* START RECORDS FOR THE EXERCISE *

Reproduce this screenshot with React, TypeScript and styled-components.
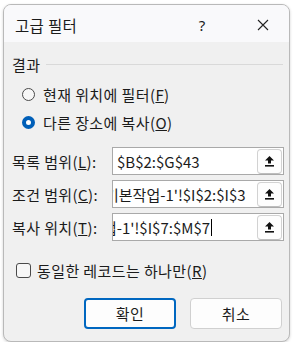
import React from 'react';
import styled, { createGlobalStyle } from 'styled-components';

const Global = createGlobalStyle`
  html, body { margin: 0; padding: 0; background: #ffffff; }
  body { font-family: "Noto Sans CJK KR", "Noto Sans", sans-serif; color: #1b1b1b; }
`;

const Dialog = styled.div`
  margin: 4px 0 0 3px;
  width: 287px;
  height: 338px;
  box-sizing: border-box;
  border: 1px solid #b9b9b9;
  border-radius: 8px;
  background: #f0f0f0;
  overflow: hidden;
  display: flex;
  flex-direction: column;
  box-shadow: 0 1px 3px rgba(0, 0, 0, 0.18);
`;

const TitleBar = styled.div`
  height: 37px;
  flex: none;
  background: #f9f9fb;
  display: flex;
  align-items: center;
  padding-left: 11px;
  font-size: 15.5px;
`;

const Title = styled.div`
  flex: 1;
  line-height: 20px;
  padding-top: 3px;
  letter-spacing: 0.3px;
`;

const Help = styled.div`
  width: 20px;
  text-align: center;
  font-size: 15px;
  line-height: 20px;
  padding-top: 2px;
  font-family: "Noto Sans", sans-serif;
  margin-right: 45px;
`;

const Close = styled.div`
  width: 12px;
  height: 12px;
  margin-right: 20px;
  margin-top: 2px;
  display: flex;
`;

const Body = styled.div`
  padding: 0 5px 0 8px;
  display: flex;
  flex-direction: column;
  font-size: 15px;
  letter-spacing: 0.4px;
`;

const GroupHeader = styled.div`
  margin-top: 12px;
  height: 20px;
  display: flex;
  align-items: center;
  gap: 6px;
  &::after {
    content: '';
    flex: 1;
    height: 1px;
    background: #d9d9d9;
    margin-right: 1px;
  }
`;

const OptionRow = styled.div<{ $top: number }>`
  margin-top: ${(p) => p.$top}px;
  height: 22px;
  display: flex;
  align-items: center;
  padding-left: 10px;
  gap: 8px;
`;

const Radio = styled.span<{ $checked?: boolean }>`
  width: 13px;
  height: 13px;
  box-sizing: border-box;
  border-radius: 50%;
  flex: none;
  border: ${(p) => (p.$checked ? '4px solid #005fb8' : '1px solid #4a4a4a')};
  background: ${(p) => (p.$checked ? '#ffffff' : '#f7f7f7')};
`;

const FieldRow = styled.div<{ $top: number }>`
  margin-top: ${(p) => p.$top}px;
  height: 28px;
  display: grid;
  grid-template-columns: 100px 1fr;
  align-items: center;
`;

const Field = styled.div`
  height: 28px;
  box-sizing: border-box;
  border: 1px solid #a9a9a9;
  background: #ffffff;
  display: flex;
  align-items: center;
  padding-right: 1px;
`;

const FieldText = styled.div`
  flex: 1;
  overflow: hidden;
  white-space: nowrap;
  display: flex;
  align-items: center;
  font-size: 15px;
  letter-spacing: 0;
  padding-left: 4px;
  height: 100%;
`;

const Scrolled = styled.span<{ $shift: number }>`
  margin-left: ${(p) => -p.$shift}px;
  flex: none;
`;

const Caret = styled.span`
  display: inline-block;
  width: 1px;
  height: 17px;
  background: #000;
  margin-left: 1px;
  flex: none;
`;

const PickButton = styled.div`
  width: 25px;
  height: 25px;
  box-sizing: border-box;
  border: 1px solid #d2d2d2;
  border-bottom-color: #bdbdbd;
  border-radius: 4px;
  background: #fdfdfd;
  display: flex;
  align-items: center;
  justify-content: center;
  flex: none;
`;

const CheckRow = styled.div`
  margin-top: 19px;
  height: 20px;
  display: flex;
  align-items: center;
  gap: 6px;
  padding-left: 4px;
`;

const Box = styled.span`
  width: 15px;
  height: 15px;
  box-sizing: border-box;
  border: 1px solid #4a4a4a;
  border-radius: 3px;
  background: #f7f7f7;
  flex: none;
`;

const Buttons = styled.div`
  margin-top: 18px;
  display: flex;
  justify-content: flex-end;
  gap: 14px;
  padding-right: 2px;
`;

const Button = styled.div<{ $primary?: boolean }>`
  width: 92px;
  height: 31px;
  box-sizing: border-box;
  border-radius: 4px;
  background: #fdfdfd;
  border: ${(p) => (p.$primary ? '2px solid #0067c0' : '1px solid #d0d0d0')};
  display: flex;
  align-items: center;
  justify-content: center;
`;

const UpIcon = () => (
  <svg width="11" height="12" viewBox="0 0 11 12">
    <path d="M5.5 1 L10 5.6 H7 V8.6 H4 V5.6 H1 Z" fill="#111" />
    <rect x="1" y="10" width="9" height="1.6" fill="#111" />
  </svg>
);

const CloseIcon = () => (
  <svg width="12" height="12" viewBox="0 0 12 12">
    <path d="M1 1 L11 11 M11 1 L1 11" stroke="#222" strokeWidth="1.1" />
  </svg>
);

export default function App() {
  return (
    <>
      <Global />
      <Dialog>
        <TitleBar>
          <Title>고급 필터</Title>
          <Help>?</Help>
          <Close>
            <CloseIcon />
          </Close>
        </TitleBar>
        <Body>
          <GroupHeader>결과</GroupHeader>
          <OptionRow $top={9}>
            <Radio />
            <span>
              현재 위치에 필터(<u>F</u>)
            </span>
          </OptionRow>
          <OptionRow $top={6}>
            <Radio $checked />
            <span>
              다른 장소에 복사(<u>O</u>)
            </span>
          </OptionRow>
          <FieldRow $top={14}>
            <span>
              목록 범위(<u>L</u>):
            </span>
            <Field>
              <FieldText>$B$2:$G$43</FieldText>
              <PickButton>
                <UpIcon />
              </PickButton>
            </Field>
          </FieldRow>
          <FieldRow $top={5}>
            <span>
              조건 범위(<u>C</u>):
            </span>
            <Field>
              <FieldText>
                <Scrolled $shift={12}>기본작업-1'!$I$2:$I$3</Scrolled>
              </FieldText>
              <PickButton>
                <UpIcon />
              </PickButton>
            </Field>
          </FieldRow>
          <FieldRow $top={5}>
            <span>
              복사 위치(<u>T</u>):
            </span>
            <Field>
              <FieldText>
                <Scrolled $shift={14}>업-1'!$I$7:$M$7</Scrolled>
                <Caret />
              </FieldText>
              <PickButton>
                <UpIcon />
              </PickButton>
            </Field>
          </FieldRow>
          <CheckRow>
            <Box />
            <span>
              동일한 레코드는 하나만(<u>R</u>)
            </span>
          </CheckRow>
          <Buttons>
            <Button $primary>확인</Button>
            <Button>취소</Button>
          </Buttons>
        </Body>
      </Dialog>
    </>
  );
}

* END RECORDS FOR THE EXERCISE *
* START RECORDS FOR THE EXERCISE *

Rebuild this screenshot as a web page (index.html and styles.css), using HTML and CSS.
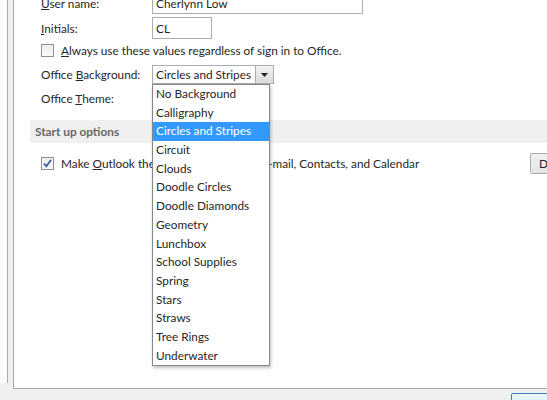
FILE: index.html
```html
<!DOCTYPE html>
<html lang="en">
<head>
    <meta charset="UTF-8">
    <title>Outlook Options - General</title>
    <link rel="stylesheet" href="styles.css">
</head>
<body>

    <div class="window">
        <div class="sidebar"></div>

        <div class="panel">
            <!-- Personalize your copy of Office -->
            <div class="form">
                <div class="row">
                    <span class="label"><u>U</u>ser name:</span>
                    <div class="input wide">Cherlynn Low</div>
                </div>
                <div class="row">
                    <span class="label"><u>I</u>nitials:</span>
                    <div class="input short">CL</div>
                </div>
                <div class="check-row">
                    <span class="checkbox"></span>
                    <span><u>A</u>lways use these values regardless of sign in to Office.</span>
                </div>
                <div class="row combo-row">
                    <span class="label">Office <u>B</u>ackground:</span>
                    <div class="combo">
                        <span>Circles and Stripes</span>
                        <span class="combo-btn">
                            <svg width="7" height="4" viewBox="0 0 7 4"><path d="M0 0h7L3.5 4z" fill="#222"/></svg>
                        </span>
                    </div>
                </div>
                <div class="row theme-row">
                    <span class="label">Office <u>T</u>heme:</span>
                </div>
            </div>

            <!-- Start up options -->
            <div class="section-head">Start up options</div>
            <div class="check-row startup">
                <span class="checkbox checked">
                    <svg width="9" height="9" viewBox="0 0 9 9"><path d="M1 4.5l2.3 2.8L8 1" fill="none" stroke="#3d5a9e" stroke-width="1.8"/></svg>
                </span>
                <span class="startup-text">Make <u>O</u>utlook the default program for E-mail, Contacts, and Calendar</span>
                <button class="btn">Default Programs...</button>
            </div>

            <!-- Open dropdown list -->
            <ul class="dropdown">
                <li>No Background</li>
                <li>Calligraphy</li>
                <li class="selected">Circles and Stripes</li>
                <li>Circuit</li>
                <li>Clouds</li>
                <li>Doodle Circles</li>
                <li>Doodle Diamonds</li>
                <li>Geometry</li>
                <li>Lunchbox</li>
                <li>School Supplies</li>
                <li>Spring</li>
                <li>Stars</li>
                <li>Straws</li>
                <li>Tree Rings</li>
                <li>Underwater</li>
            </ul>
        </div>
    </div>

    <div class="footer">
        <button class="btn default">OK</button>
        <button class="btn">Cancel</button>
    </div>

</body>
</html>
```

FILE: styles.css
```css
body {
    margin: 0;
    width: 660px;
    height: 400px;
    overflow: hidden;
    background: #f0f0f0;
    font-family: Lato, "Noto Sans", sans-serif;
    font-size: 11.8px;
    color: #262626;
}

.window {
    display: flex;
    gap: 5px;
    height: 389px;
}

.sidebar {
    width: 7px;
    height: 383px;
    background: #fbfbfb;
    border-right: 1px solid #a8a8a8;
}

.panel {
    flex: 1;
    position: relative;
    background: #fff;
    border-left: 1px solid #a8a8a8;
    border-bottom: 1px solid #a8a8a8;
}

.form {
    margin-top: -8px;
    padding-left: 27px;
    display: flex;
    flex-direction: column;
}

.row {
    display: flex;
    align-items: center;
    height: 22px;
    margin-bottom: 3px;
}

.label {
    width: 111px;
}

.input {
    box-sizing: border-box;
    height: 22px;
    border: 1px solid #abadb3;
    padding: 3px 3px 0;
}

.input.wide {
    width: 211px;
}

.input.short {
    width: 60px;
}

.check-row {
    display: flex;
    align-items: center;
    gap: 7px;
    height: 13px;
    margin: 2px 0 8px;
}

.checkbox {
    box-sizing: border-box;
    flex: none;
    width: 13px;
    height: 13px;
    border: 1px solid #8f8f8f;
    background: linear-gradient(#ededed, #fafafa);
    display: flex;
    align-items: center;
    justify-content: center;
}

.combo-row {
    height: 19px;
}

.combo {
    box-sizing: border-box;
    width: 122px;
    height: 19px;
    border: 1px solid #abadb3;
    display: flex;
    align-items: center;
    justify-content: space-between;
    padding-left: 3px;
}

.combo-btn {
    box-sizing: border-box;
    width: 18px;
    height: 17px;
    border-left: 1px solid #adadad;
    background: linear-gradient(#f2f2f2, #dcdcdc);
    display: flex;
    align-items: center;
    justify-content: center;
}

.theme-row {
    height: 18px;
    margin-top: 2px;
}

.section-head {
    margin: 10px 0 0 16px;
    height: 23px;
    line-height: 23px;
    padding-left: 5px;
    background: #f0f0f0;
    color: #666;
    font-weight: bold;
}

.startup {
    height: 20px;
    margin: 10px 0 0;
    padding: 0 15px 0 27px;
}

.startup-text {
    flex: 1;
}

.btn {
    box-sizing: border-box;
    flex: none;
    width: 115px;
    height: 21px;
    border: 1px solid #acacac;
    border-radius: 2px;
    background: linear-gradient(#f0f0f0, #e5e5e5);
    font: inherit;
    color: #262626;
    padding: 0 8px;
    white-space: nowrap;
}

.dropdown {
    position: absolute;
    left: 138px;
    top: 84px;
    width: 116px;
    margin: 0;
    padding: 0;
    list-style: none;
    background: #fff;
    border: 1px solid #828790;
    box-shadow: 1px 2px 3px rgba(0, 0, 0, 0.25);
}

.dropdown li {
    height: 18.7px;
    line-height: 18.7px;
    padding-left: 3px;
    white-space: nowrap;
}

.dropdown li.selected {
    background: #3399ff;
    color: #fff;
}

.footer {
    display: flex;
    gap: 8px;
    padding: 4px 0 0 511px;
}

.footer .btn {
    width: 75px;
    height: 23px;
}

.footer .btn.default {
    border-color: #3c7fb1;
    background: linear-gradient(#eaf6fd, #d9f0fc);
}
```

* END RECORDS FOR THE EXERCISE *

SHORT EXERCISE >> Read the data above and pull out each line that holds the string "React".

SOLUTION TO THE PROBLEM >>
Reproduce this screenshot with React, TypeScript and styled-components.
import React from 'react';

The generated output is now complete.